** start **
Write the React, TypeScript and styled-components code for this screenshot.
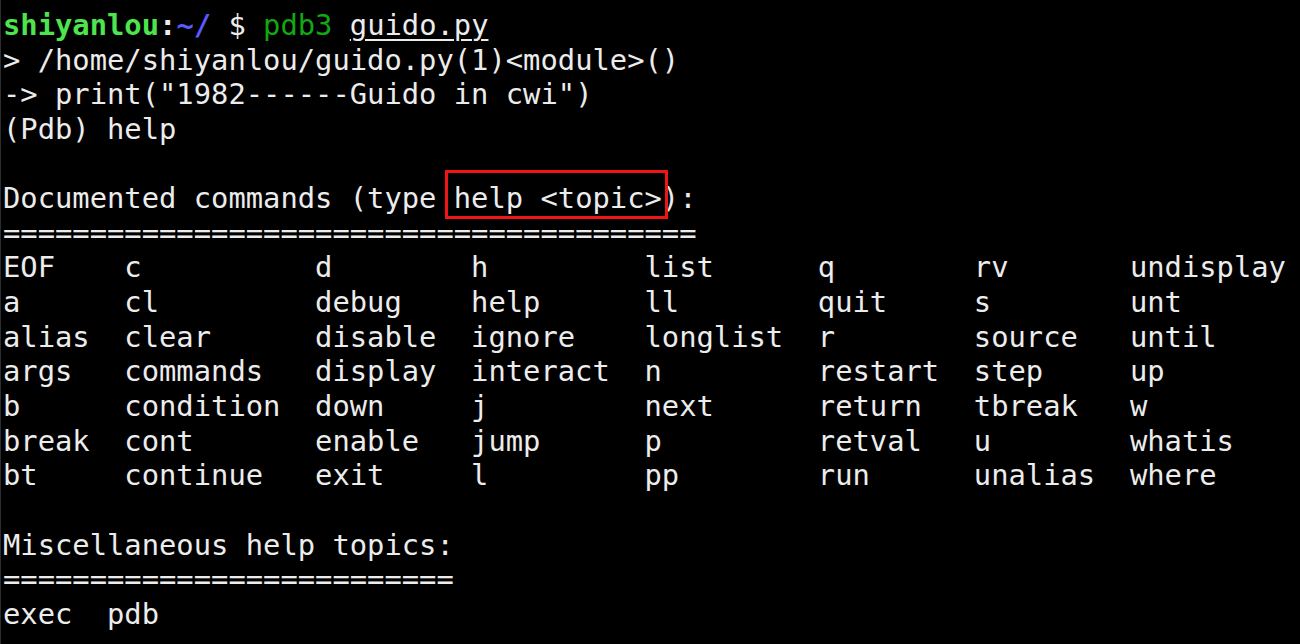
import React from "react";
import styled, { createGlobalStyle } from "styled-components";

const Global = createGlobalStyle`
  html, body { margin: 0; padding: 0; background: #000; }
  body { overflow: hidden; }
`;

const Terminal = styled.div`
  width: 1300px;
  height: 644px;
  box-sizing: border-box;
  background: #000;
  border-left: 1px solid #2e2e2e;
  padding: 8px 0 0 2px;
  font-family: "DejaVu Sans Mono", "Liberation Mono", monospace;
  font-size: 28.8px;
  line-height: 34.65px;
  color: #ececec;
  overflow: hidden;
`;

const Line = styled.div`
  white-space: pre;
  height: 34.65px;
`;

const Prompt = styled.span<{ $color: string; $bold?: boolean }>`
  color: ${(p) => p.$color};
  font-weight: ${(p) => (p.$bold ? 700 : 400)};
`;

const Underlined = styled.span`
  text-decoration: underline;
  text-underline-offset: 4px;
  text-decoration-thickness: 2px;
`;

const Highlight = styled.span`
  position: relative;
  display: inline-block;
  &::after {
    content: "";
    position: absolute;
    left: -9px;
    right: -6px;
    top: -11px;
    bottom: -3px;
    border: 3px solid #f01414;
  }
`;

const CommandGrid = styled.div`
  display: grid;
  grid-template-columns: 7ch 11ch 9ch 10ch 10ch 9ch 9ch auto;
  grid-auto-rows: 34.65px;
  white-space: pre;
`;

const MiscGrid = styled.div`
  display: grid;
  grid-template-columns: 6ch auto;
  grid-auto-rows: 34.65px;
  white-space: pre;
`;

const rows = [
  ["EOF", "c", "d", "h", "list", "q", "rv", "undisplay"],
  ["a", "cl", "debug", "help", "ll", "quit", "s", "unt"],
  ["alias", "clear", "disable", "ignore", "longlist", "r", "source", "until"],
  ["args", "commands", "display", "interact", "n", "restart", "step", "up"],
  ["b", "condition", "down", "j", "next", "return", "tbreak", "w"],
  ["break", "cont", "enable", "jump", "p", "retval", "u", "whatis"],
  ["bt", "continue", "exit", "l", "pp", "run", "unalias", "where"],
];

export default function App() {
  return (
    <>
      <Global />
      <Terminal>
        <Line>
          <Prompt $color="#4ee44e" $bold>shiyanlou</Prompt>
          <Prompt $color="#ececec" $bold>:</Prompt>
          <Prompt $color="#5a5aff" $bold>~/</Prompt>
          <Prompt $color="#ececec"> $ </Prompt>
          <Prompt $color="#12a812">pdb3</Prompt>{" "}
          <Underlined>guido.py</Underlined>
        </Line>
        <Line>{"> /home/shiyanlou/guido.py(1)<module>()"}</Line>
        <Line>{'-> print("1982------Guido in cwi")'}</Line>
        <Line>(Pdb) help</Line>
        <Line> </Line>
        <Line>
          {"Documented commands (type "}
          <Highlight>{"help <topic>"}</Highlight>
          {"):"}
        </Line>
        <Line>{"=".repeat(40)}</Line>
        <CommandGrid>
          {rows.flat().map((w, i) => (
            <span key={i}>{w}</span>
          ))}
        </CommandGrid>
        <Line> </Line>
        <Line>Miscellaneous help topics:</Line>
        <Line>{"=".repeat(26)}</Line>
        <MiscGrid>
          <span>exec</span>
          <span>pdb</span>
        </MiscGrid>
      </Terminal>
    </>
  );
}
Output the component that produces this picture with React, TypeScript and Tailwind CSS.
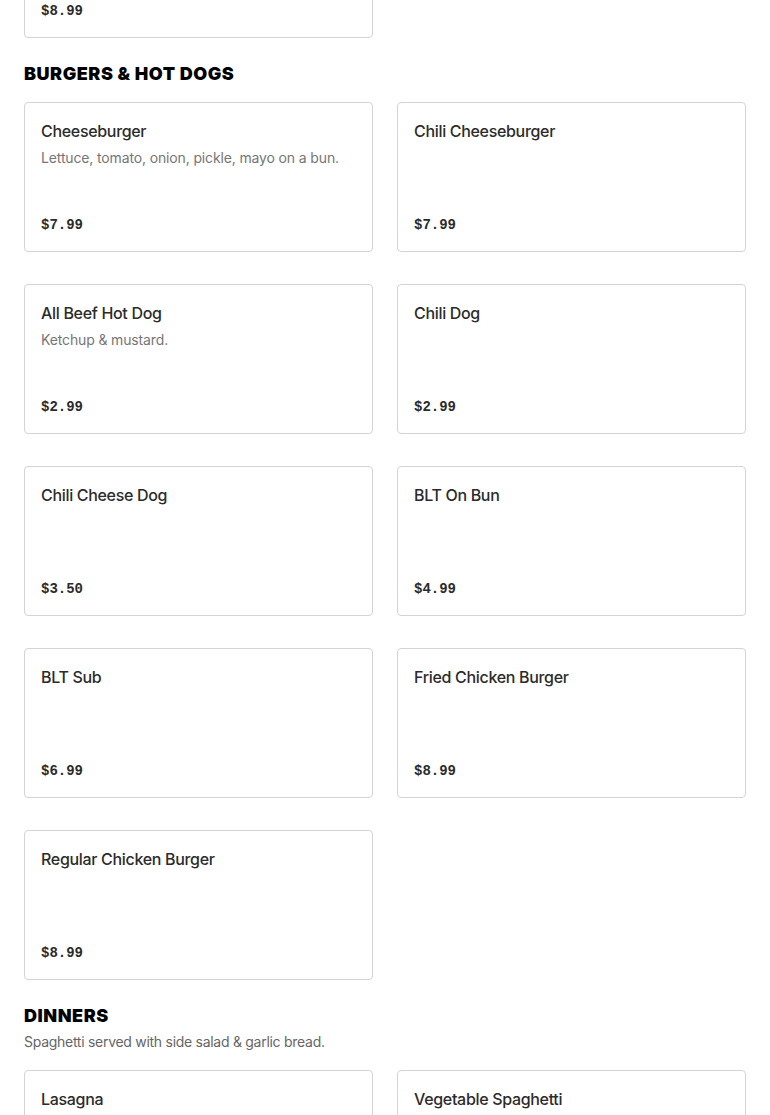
** end **
Reproduce the full material exactly, excluding the pictures.

Write the React, TypeScript and styled-components code for this screenshot.
import React from "react";
import styled, { createGlobalStyle } from "styled-components";

const Global = createGlobalStyle`
  html, body { margin: 0; padding: 0; background: #000; }
  body { overflow: hidden; }
`;

const Terminal = styled.div`
  width: 1300px;
  height: 644px;
  box-sizing: border-box;
  background: #000;
  border-left: 1px solid #2e2e2e;
  padding: 8px 0 0 2px;
  font-family: "DejaVu Sans Mono", "Liberation Mono", monospace;
  font-size: 28.8px;
  line-height: 34.65px;
  color: #ececec;
  overflow: hidden;
`;

const Line = styled.div`
  white-space: pre;
  height: 34.65px;
`;

const Prompt = styled.span<{ $color: string; $bold?: boolean }>`
  color: ${(p) => p.$color};
  font-weight: ${(p) => (p.$bold ? 700 : 400)};
`;

const Underlined = styled.span`
  text-decoration: underline;
  text-underline-offset: 4px;
  text-decoration-thickness: 2px;
`;

const Highlight = styled.span`
  position: relative;
  display: inline-block;
  &::after {
    content: "";
    position: absolute;
    left: -9px;
    right: -6px;
    top: -11px;
    bottom: -3px;
    border: 3px solid #f01414;
  }
`;

const CommandGrid = styled.div`
  display: grid;
  grid-template-columns: 7ch 11ch 9ch 10ch 10ch 9ch 9ch auto;
  grid-auto-rows: 34.65px;
  white-space: pre;
`;

const MiscGrid = styled.div`
  display: grid;
  grid-template-columns: 6ch auto;
  grid-auto-rows: 34.65px;
  white-space: pre;
`;

const rows = [
  ["EOF", "c", "d", "h", "list", "q", "rv", "undisplay"],
  ["a", "cl", "debug", "help", "ll", "quit", "s", "unt"],
  ["alias", "clear", "disable", "ignore", "longlist", "r", "source", "until"],
  ["args", "commands", "display", "interact", "n", "restart", "step", "up"],
  ["b", "condition", "down", "j", "next", "return", "tbreak", "w"],
  ["break", "cont", "enable", "jump", "p", "retval", "u", "whatis"],
  ["bt", "continue", "exit", "l", "pp", "run", "unalias", "where"],
];

export default function App() {
  return (
    <>
      <Global />
      <Terminal>
        <Line>
          <Prompt $color="#4ee44e" $bold>shiyanlou</Prompt>
          <Prompt $color="#ececec" $bold>:</Prompt>
          <Prompt $color="#5a5aff" $bold>~/</Prompt>
          <Prompt $color="#ececec"> $ </Prompt>
          <Prompt $color="#12a812">pdb3</Prompt>{" "}
          <Underlined>guido.py</Underlined>
        </Line>
        <Line>{"> /home/shiyanlou/guido.py(1)<module>()"}</Line>
        <Line>{'-> print("1982------Guido in cwi")'}</Line>
        <Line>(Pdb) help</Line>
        <Line> </Line>
        <Line>
          {"Documented commands (type "}
          <Highlight>{"help <topic>"}</Highlight>
          {"):"}
        </Line>
        <Line>{"=".repeat(40)}</Line>
        <CommandGrid>
          {rows.flat().map((w, i) => (
            <span key={i}>{w}</span>
          ))}
        </CommandGrid>
        <Line> </Line>
        <Line>Miscellaneous help topics:</Line>
        <Line>{"=".repeat(26)}</Line>
        <MiscGrid>
          <span>exec</span>
          <span>pdb</span>
        </MiscGrid>
      </Terminal>
    </>
  );
}
Output the component that produces this picture with React, TypeScript and Tailwind CSS.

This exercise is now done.